The museum will also expand thanks to Milanese patron Giuseppina Antognini, who will donate 5 million euros and a nucleus of valuable twentieth-century works. “The Museo del Novecento doubles and becomes unique. Ten and a half years after its opening, commented Milan Mayor Giuseppe Sala, ”the museum conquers the second Arengario, occupied until now by some municipal offices. An architecturally exemplary expansion that will allow the birth of a modern and spectacular exhibition complex dedicated to contemporary art. Today we learned about the project that will give life to this beautiful new realization made possible and unique thanks to the Pasquinelli Foundation and Milanese patron Giuseppina Antognini, who donated 5 million euros for the redevelopment work and numerous works by the most important artists of the 20th century drawn from her private collection. Milan is undergoing a phase of great transformation,“ the mayor continues, ”in every one of its neighborhoods and in every one of its spheres, not least the cultural one. From the National Museum of the Resistance to the Teatro Lirico, from the new tower of the Teatro alla Scala to the second Arengario, everything contributes to telling the story of a city that is growing, regenerating itself and becoming more and more beautiful to live in."
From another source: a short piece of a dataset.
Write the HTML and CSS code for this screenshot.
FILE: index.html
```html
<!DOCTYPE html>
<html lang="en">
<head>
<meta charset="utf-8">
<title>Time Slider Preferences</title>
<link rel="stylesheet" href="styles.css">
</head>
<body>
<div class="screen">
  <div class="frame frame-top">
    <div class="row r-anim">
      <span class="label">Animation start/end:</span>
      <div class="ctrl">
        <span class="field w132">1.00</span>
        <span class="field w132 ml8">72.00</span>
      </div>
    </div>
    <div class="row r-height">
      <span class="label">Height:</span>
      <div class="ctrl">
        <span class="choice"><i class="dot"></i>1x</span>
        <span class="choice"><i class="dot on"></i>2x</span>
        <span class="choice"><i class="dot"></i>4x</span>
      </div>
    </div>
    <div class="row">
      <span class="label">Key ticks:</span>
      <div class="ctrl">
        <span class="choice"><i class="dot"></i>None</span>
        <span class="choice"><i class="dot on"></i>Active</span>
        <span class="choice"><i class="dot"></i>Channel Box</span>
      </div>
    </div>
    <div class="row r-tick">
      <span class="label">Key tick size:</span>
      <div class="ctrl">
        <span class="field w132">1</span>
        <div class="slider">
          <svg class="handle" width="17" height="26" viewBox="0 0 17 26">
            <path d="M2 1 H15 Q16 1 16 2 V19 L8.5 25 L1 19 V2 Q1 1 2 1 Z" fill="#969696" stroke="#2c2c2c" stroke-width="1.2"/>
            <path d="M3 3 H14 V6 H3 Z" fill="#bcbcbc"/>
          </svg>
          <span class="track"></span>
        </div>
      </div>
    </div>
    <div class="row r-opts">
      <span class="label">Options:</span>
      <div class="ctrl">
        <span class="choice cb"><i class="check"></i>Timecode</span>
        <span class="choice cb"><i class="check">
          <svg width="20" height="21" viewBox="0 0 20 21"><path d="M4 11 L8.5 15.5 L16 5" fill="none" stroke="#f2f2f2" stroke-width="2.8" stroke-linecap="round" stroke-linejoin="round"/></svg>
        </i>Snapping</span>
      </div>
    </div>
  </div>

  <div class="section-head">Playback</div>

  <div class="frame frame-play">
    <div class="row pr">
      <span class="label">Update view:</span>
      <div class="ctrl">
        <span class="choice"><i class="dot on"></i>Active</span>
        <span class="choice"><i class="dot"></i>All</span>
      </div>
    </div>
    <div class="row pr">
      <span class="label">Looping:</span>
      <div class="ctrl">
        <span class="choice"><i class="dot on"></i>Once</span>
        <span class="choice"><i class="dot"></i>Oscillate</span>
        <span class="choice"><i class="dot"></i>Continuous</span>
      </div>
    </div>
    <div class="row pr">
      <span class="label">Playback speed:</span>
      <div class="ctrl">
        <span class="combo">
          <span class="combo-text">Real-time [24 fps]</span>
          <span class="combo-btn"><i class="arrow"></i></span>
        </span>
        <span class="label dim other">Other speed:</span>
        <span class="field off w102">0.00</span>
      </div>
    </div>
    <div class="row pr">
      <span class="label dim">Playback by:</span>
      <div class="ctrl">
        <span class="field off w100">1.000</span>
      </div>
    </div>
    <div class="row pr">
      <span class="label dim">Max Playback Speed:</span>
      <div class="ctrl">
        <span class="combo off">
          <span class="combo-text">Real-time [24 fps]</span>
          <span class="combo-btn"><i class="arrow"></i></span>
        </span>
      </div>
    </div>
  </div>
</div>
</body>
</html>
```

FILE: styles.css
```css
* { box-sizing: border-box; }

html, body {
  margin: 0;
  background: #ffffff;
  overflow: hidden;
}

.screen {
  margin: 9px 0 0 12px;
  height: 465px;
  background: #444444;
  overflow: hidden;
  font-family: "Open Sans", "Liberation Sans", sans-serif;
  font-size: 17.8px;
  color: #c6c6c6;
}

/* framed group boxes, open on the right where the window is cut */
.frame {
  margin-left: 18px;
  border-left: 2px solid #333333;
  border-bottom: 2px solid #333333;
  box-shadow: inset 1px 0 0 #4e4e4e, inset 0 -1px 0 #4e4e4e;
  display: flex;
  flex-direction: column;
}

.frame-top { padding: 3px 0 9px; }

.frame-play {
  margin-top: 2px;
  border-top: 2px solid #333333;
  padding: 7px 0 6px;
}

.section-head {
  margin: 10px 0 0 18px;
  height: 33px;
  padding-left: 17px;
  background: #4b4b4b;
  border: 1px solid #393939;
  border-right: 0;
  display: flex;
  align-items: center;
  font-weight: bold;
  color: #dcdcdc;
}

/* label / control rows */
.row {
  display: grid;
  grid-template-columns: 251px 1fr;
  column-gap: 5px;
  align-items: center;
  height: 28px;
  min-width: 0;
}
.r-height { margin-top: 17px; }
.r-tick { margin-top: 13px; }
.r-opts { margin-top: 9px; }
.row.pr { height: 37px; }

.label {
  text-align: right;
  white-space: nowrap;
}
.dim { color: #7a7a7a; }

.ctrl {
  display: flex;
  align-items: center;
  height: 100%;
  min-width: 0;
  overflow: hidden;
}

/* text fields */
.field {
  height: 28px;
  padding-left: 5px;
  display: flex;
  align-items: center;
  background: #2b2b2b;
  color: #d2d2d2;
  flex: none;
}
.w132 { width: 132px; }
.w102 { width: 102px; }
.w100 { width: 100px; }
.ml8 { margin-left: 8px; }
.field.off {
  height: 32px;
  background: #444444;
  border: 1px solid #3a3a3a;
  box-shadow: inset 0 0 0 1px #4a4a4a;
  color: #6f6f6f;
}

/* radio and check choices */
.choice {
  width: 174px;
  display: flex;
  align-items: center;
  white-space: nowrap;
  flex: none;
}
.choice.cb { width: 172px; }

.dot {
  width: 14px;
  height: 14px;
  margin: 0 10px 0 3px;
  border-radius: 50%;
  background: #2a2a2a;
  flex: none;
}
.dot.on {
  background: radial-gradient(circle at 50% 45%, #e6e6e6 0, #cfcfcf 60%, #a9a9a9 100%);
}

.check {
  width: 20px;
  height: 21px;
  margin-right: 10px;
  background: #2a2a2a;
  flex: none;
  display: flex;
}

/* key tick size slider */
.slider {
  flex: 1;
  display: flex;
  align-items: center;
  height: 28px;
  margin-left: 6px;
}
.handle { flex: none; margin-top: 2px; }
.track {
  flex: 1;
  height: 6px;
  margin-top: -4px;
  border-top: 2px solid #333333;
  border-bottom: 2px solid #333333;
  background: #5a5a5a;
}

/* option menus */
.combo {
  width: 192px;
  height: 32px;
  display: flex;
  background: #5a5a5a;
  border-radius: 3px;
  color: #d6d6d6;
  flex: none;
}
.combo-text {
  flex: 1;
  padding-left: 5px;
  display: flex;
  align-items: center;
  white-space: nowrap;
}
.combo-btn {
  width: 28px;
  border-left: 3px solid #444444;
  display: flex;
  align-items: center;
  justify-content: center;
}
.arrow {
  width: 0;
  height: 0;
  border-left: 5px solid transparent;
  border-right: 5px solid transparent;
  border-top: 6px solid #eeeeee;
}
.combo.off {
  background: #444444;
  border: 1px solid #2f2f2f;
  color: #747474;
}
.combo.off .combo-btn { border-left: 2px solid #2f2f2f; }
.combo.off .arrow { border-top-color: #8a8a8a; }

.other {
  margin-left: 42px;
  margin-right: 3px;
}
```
The objective of the winning project is to achieve an architectural synthesis between the twin buildings so as to form a single organism. Two possible solutions are envisaged, as per the competition indications, for the connection between the two buildings. The first solution involves an overhead walkway placed at an elevation of +19.65 meters, at the height of the third level of the two Arengari, consisting of a truss beam attached directly to the existing side columns of the buildings. This intervention can be considered completely reversible. The connection between the two buildings would thus have the characteristics of a third slender bridge crossing the Piazza della Scala - Piazza Diaz axis, complementary to the first two constituted by the monumental archiportals of the same Galleria designed by Giuseppe Mengoni. Seen from the Octagon of the Galleria, the footbridge in fact rests on the roof of the low building without breaking the view of the Martini Tower. Conceived as a kind of proscenium, the design of the walkway features a front facing Piazza Duomo characterized by transparent light walls and a convex mirror structure in the lower part, capable of reflecting the views and movements of the square. The aerial connection ensures a continuous path that, having passed the apex room of the first Arengario, crosses the walkway to descend to the ground floor of the new rooms, thus resolving the museum unity and giving continuity to the visitors’ path.
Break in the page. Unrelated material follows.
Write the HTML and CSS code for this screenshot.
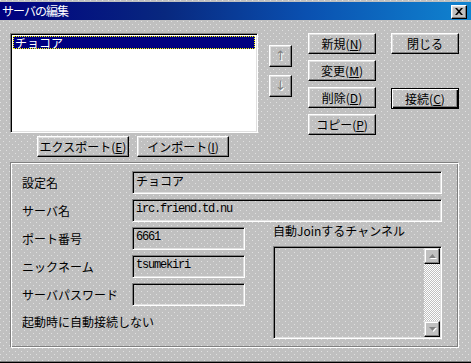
FILE: index.html
```html
<!DOCTYPE html>
<html lang="ja">
<head>
<meta charset="utf-8">
<title>サーバの編集</title>
<link rel="stylesheet" href="styles.css">
</head>
<body>
<div class="window">
  <div class="titlebar">
    <span class="title">サーバの編集</span>
    <button class="close" aria-label="閉じる">
      <svg width="8" height="7" viewBox="0 0 8 7"><path d="M0 0h2l2 2.2L6 0h2L5 3.5 8 7H6L4 4.8 2 7H0l3-3.5z" fill="#000"/></svg>
    </button>
  </div>

  <div class="top">
    <div class="list-col">
      <div class="listbox">
        <div class="item selected">チョコア</div>
      </div>
      <div class="io-row">
        <button class="btn io">エクスポート(<u>E</u>)</button>
        <button class="btn io">インポート(<u>I</u>)</button>
      </div>
    </div>
    <div class="arrow-col">
      <button class="btn arrow">↑</button>
      <button class="btn arrow">↓</button>
    </div>
    <div class="mid-col">
      <button class="btn cmd">新規(<u>N</u>)</button>
      <button class="btn cmd">変更(<u>M</u>)</button>
      <button class="btn cmd">削除(<u>D</u>)</button>
      <button class="btn cmd">コピー(<u>P</u>)</button>
    </div>
    <div class="right-col">
      <button class="btn cmd">閉じる</button>
      <button class="btn cmd default">接続(<u>C</u>)</button>
    </div>
  </div>

  <div class="group">
    <div class="row">
      <span class="label">設定名</span>
      <div class="field wide">チョコア</div>
    </div>
    <div class="row">
      <span class="label">サーバ名</span>
      <div class="field wide mono">irc.friend.td.nu</div>
    </div>
    <div class="lower">
      <div class="lower-left">
        <div class="row">
          <span class="label">ポート番号</span>
          <div class="field narrow mono">6661</div>
        </div>
        <div class="row">
          <span class="label">ニックネーム</span>
          <div class="field narrow mono">tsumekiri</div>
        </div>
        <div class="row">
          <span class="label">サーバパスワード</span>
          <div class="field narrow mono"></div>
        </div>
        <div class="note">起動時に自動接続しない</div>
      </div>
      <div class="channels">
        <div class="ch-label">自動Joinするチャンネル</div>
        <div class="ch-list">
          <div class="scrollbar">
            <div class="sb-btn">
              <svg width="7" height="5" viewBox="0 0 7 5"><path d="M3.5 0L7 4H0z" fill="#808080"/></svg>
            </div>
            <div class="sb-track"></div>
            <div class="sb-btn">
              <svg width="7" height="5" viewBox="0 0 7 5"><path d="M0 0h7L3.5 4z" fill="#808080"/></svg>
            </div>
          </div>
        </div>
      </div>
    </div>
  </div>
</div>
</body>
</html>
```

FILE: styles.css
```css
* { box-sizing: border-box; }

html, body {
  margin: 0;
  padding: 0;
}

body {
  width: 471px;
  height: 363px;
  overflow: hidden;
  font-family: "Noto Sans CJK JP", "Noto Sans", sans-serif;
  font-size: 12px;
  color: #000;
}

.window {
  width: 471px;
  height: 363px;
  padding-top: 2px;
  background-color: #c0c0c0;
  background-image:
    conic-gradient(from 270deg at 1px 1px, #e0e0e0 25%, transparent 0),
    conic-gradient(from 270deg at 1px 1px, #e0e0e0 25%, transparent 0);
  background-size: 6px 6px, 6px 6px;
  background-position: 0 0, 3px 3px;
  box-shadow: inset 0 -1px #000, inset 0 -2px #808080;
}

/* title bar */
.titlebar {
  height: 18px;
  display: flex;
  align-items: center;
  justify-content: space-between;
  padding: 0 4px 0 2px;
  background: linear-gradient(90deg, #000080 0%, #08287f 35%, #0a50b0 65%, #1084d0 100%);
}

.title {
  color: #fff;
  font-size: 12px;
  line-height: 18px;
  letter-spacing: -1px;
}

.close {
  width: 16px;
  height: 14px;
  padding: 0;
  margin-top: 1px;
  display: flex;
  align-items: center;
  justify-content: center;
  background: #c0c0c0;
  border: 1px solid;
  border-color: #fff #000 #000 #fff;
  box-shadow: inset -1px -1px #808080, inset 1px 1px #dfdfdf;
}

/* generic raised button */
.btn {
  padding: 0;
  background: transparent;
  font-family: "Noto Sans CJK JP", "Noto Sans", sans-serif;
  font-size: 12px;
  line-height: 14px;
  color: #000;
  border: 1px solid;
  border-color: #fff #000 #000 #fff;
  box-shadow: inset -1px -1px #808080, inset 1px 1px #dfdfdf;
  display: flex;
  align-items: center;
  justify-content: center;
}

.btn u { text-underline-offset: 1px; }

.btn.default {
  border-color: #000;
  box-shadow: inset 1px 1px #fff, inset -1px -1px #000, inset -2px -2px #808080;
}

/* top section */
.top {
  display: flex;
  align-items: flex-start;
  padding: 13px 0 0 10px;
}

.list-col {
  width: 248px;
}

.listbox {
  height: 100px;
  background: #fff;
  padding: 2px;
  border: 1px solid;
  border-color: #808080 #fff #fff #808080;
  box-shadow: inset 1px 1px #000, inset -1px -1px #dfdfdf;
}

.item {
  height: 13px;
  line-height: 13px;
  padding-left: 2px;
  white-space: nowrap;
}

.item.selected {
  background: #000080;
  color: #fff;
  outline: 1px dotted #ffff00;
  outline-offset: -1px;
}

.io-row {
  display: flex;
  gap: 8px;
  margin-top: 3px;
  padding-left: 27px;
}

.btn.io {
  width: 92px;
  height: 21px;
}

.arrow-col {
  display: flex;
  flex-direction: column;
  gap: 8px;
  margin: 12px 0 0 11px;
}

.btn.arrow {
  width: 23px;
  height: 22px;
  color: #808080;
  text-shadow: 1px 1px #fff;
  font-size: 13px;
  font-family: "DejaVu Sans", sans-serif;
}

.mid-col {
  display: flex;
  flex-direction: column;
  gap: 6px;
  margin-left: 16px;
}

.btn.cmd {
  width: 68px;
  height: 21px;
}

.right-col {
  display: flex;
  flex-direction: column;
  gap: 34px;
  margin-left: 15px;
}

/* group box */
.group {
  width: 449px;
  height: 186px;
  margin: 5px 0 0 10px;
  padding: 8px 14px 0 11px;
  border: 1px solid;
  border-color: #808080 #fff #fff #808080;
  box-shadow: inset 1px 1px #fff, inset -1px -1px #808080;
}

.row {
  display: flex;
  align-items: center;
  height: 23px;
  margin-bottom: 5px;
}

.label {
  width: 110px;
  flex: none;
  line-height: 16px;
  white-space: nowrap;
}

.field {
  height: 23px;
  padding: 1px 0 0 3px;
  line-height: 16px;
  white-space: nowrap;
  overflow: hidden;
  border: 1px solid;
  border-color: #808080 #fff #fff #808080;
  box-shadow: inset 1px 1px #000, inset -1px -1px #dfdfdf;
}

.field.wide { width: 310px; }
.field.narrow { width: 113px; }

.field.mono {
  font-family: "Liberation Mono", "DejaVu Sans Mono", monospace;
  font-size: 12px;
  letter-spacing: -1.2px;
}

.lower {
  display: flex;
}

.lower-left {
  width: 223px;
  flex: none;
}

.note {
  margin-top: 8px;
  line-height: 16px;
  white-space: nowrap;
}

.channels {
  margin-left: 28px;
  width: 169px;
}

.ch-label {
  margin-top: -2px;
  line-height: 12px;
  white-space: nowrap;
}

.ch-list {
  margin-top: 9px;
  width: 169px;
  height: 93px;
  padding: 1px 1px 1px 2px;
  display: flex;
  justify-content: flex-end;
  border: 1px solid;
  border-color: #808080 #fff #fff #808080;
  box-shadow: inset 1px 1px #000, inset -1px -1px #dfdfdf;
}

.scrollbar {
  width: 16px;
  display: flex;
  flex-direction: column;
}

.sb-btn {
  height: 16px;
  flex: none;
  display: flex;
  align-items: center;
  justify-content: center;
  background: #c0c0c0;
  border: 1px solid;
  border-color: #dfdfdf #000 #000 #dfdfdf;
  box-shadow: inset -1px -1px #808080, inset 1px 1px #fff;
}

.sb-btn svg { filter: drop-shadow(1px 1px 0 #fff); }

.sb-track {
  flex: 1;
  background: repeating-conic-gradient(#c0c0c0 0 25%, #fff 0 50%) 0 0 / 2px 2px;
}
```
The second solution, an alternative but still feasible even in the presence of the overhead walkway, involves the transformation of Via Marconi into an external atrium of the museum in direct contact with the city, a courtyard-square in relation to Piazza Duomo. This space would gather all the functions of passage and exchange between the two buildings, so as to implement in each case the recomposition of the two Arengari into a single organism. In this case, the museum fruition of the rooms of the second Arengario would take place from the bottom to the top. The project then proposes the reduction of physical barriers and the enhancement of the flower beds and green areas of Diaz Square.
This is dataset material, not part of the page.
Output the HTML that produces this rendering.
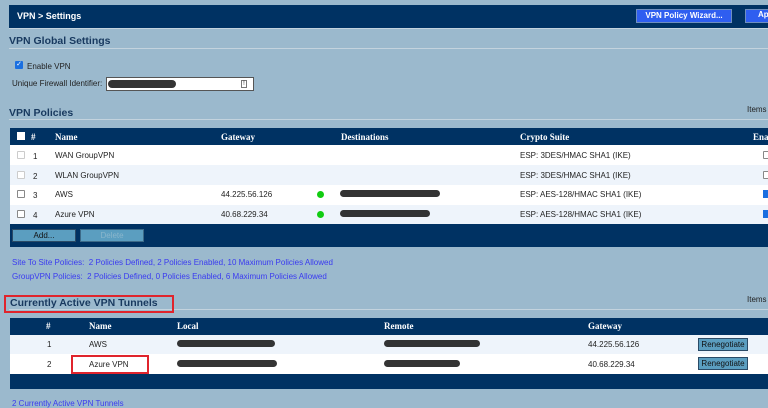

Both proposed solutions confirm the principle of enhancing the distinction between the four floors designated for exhibition and museographic areas and the basement spaces.
As for the Second Arengario, the ground floor constitutes a space in dialogue with Via Marconi; in the porticoed space, where transit will remain guaranteed for passengers who from the tramway terminus on Via Dogana head to Piazza del Duomo, a bookshop open to the public and a cafeteria with tables will be located, while an auditorium will be built in the mezzanine. The museum floors, which are located on four levels created above the arcaded space, will thus be able to accommodate more than a hundred works, with a museological itinerary that will offer new readings and comparisons from the 1980s to the most current experiences. On the first two levels are two equivalent rooms of about 400 square meters, which will also allow for the exhibition of large-scale works, the staging of installations, and performances. The two upper levels, on the other hand, will host the work of a protagonist of the international art scene who will place himself in dialogue with the Fontana Hall of the First Arengario, including the night scenario.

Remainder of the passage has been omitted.